On paper, the Mazda CX-3 is lighter and has a more powerful engine. Theoretically, the Mazda should be the better car to drive but it’s the HR-V Hybrid that feels more responsive in real-world driving, thanks to the instantaneous torque delivery of the electric motor.
The added performance also doesn’t come with any compromises in practicality and it still rides with reasonable levels of comfort, although the amazingly well-balanced Toyota C-HR still has the upper hand in this aspect.
However, customers will have to accept a lower set of features that’s more similar to the entry HR-V 1.8E variant rather than the range topping RS variant.
The Toyota handles really well too – credit to the all-new TNGA platform. For a Toyota to trump a Mazda in ride and handling is quite unusual because Mazda cars are famed for their driver-centric and agile character.
As good as the chassis is, the C-HR’s styling is a bit too controversial for some but the counterpoint is that the C-HR’s unconventional styling is the whole point of the car’s appeal – it’s supposed to be the anti-thesis of the more traditionally-styled Honda HR-V.
The C-HR’s cabin may seem tight but it’s an illusion caused by the tiny rear windows. Inside, the C-HR is nearly as spacious as the Honda HR-V but it lacks the HR-V’s finer touches like Ultra Seats, which allows the HR-V to swallow more cargo than cars from one segment above it.
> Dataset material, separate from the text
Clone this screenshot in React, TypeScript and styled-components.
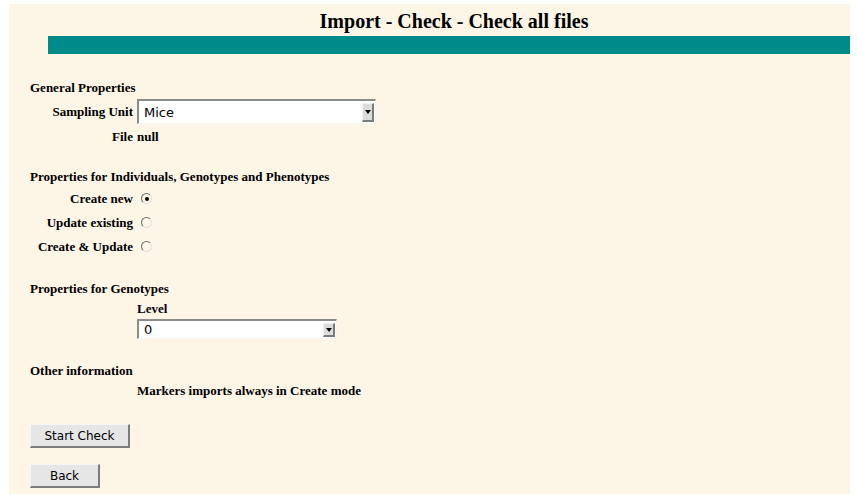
import styled, { createGlobalStyle } from "styled-components";

const GlobalStyle = createGlobalStyle`
    html, body {
        margin: 0;
        padding: 0;
        background: #ffffff;
    }
    body {
        font-family: "Liberation Serif", "Times New Roman", serif;
        color: #000;
    }
`;

const Page = styled.div`
    margin: 4px 7px 0 9px;
    height: 490px;
    background: #fdf5e6;
    box-sizing: border-box;
    padding-top: 6px;
`;

const Title = styled.h1`
    margin: 0;
    padding-left: 49px;
    text-align: center;
    font-size: 20px;
    line-height: 22px;
    font-weight: bold;
`;

const TealBar = styled.div`
    margin: 4px 0 0 39px;
    height: 18px;
    background: #008b8a;
`;

const Content = styled.div`
    padding-left: 21px;
    font-size: 13px;
    font-weight: bold;
    line-height: 15px;
`;

const SectionTitle = styled.div<{ $top: number }>`
    margin-top: ${(p) => p.$top}px;
`;

const FormGrid = styled.div<{ $rowGap?: number; $top?: number }>`
    display: grid;
    grid-template-columns: 103px auto;
    column-gap: 4px;
    row-gap: ${(p) => p.$rowGap ?? 0}px;
    margin-top: ${(p) => p.$top ?? 0}px;
    align-items: center;
    justify-content: start;
`;

const Label = styled.div`
    text-align: right;
    white-space: nowrap;
`;

const Value = styled.div`
    white-space: nowrap;
`;

const Indented = styled.div<{ $top: number }>`
    margin-left: 107px;
    margin-top: ${(p) => p.$top}px;
`;

const SelectFrame = styled.div<{ $width: number; $height: number }>`
    width: ${(p) => p.$width}px;
    height: ${(p) => p.$height}px;
    box-sizing: border-box;
    display: flex;
    align-items: stretch;
    background: #fff;
    border-style: solid;
    border-width: 2px 1px 1px 2px;
    border-color: #8c8c8c #f4f4f4 #f4f4f4 #8c8c8c;
`;

const SelectText = styled.div`
    flex: 1;
    display: flex;
    align-items: center;
    padding-left: 5px;
    font-family: "DejaVu Sans", Verdana, sans-serif;
    font-weight: normal;
    font-size: 13px;
`;

const ArrowButton = styled.div`
    width: 12px;
    margin: 2px 1px 1px 0;
    box-sizing: border-box;
    background: #dcdcdc;
    border-style: solid;
    border-width: 1px 2px 2px 1px;
    border-color: #f2f2f2 #7a7a7a #7a7a7a #f2f2f2;
    display: flex;
    align-items: center;
    justify-content: center;

    &::after {
        content: "";
        width: 0;
        height: 0;
        border-left: 3.5px solid transparent;
        border-right: 3.5px solid transparent;
        border-top: 4px solid #000;
    }
`;

const RadioRow = styled.div`
    display: contents;
`;

const Radio = styled.span<{ $checked?: boolean }>`
    width: 11px;
    height: 11px;
    box-sizing: border-box;
    border-radius: 50%;
    border: 1.5px solid;
    border-color: #6e6e6e #e2e2e2 #e2e2e2 #6e6e6e;
    background: #fdf5e6;
    display: flex;
    align-items: center;
    justify-content: center;
    margin-left: 4px;

    &::after {
        content: "";
        width: 4px;
        height: 4px;
        border-radius: 50%;
        background: ${(p) => (p.$checked ? "#000" : "transparent")};
    }
`;

const Button = styled.button<{ $width: number }>`
    display: block;
    width: ${(p) => p.$width}px;
    height: 24px;
    padding: 0;
    box-sizing: border-box;
    background: #e6e6e6;
    border-style: solid;
    border-width: 1px 2px 2px 1px;
    border-color: #f6f6f6 #7c7c7c #7c7c7c #f6f6f6;
    font-family: "DejaVu Sans", Verdana, sans-serif;
    font-size: 12px;
    color: #000;
`;

const ButtonBlock = styled.div<{ $top: number }>`
    margin-top: ${(p) => p.$top}px;
`;

const modes = [
    { label: "Create new", checked: true },
    { label: "Update existing", checked: false },
    { label: "Create & Update", checked: false },
];

const App = () => {
    return (
        <>
            <GlobalStyle />
            <Page>
                <Title>Import - Check - Check all files</Title>
                <TealBar />
                <Content>
                    <SectionTitle $top={26}>General Properties</SectionTitle>
                    <FormGrid $rowGap={5} $top={4}>
                        <Label>Sampling Unit</Label>
                        <SelectFrame $width={239} $height={25}>
                            <SelectText>Mice</SelectText>
                            <ArrowButton />
                        </SelectFrame>
                        <Label>File</Label>
                        <Value>null</Value>
                    </FormGrid>

                    <SectionTitle $top={25}>Properties for Individuals, Genotypes and Phenotypes</SectionTitle>
                    <FormGrid $rowGap={9} $top={7}>
                        {modes.map((m) => (
                            <RadioRow key={m.label}>
                                <Label>{m.label}</Label>
                                <Radio $checked={m.checked} />
                            </RadioRow>
                        ))}
                    </FormGrid>

                    <SectionTitle $top={27}>Properties for Genotypes</SectionTitle>
                    <Indented $top={5}>Level</Indented>
                    <Indented $top={3}>
                        <SelectFrame $width={200} $height={20}>
                            <SelectText>0</SelectText>
                            <ArrowButton />
                        </SelectFrame>
                    </Indented>

                    <SectionTitle $top={24}>Other information</SectionTitle>
                    <Indented $top={5}>Markers imports always in Create mode</Indented>

                    <ButtonBlock $top={26}>
                        <Button $width={100}>Start Check</Button>
                    </ButtonBlock>
                    <ButtonBlock $top={16}>
                        <Button $width={70}>Back</Button>
                    </ButtonBlock>
                </Content>
            </Page>
        </>
    );
};

export default App;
Although the Mazda may have been trumped by the C-HR, it’s GVC feature works like a charm in reducing driving fatigue and motion sickness. In the city, the benefits of GVC Plus may not be very apparent but it’s magic is noticeable after a quick drive up twisty mountain roads.
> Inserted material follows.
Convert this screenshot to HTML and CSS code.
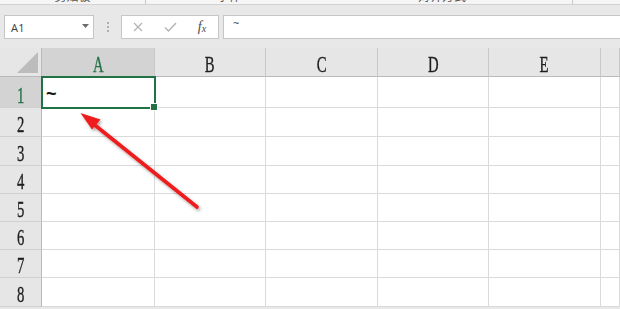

GVC works by constantly making very minor adjustments to the engine’s ignition timing to counter the shift in the car's weight balance as it goes through corners - the end result is that your body and head will experience less sideways motion, which means less motion sickness and driving fatigue.
While it handles well, the CX-3 is essentially a taller riding Mazda 2 that’s been fitted with a bigger 2.0-litre engine. The seating position and controls are closer to that of a small Mazda 2 but because the car’s ride height has been increased, the CX-3’s subjective driving experience can be rather odd, even though objectively, it drives very well.
The Subaru XV is an increasingly popular alternative to the HR-V. It’s not as controversial as the C-HR, and not as expensive as the CX-3, and has the right mix of practical appeal to attract the HR-V crowd.
Technically, the XV sits one segment above the HR-V, as the former is based on a C-segment platform while the latter is based on a stretched version of the B-segment Jazz/City's platform. A quick look at the specifications table with tell you that the Subaru XV and Toyota C-HR have larger C-segment size wheelbase than the B-segment derived Mazda CX-3 and Honda HR-V.
However, the fact that these models are priced closed to each other means that they all fall within the same shopping list.
Also, while the HR-V migh have a shorter wheelbase, Honda's more space efficient packaging means that it is the smaller HR-V that actually fits more, offering more usable cabin space. Much of the XV's potentially available cabin space have been taken up by its complex all-wheel drive mechanicals.
Subaru are well known for their reliability but the peculiarity of Subaru’s ‘boxer engine’ means that there’s a slightly higher maintenance cost associated to it. In simple terms, boxer engines have its pistons pushing sideways rather than up-down like a conventional engine.
The benefit of this is that the car handles better because most of its weight are centred on the lower section of the car. The downside to it is that simple, regular maintenance jobs may need slightly more time to complete.
Also, Subaru cars are famous for its excellent all-weather traction, thanks to its symmetrical all-wheel drive – that is of course assuming that you take proper care of your tyres, because fancy technology cannot compensate for worn out tyres.
The XV also has the highest ground clearance, meaning that it’s less bothered by flash floods.
In short, the Toyota C-HR and Mazda CX-3 are more lifestyle-driven purchases, appealing more to the buyer’s emotions and subjective appeal rather than practicality.
For majority of practical-minded consumers, the choice is between a Honda HR-V and a Subaru XV. Both are recommended products but depending on where you stay, you might have to drive further to service your Subaru as TC Subaru’s network of service centres are not as wide as Honda Malaysia’s.
What about the Proton X70 you say? Well the X70 is a larger (read: costlier to run) SUV type vehicle. However, it’s priced close enough for consumers to cross-shop between these two segments.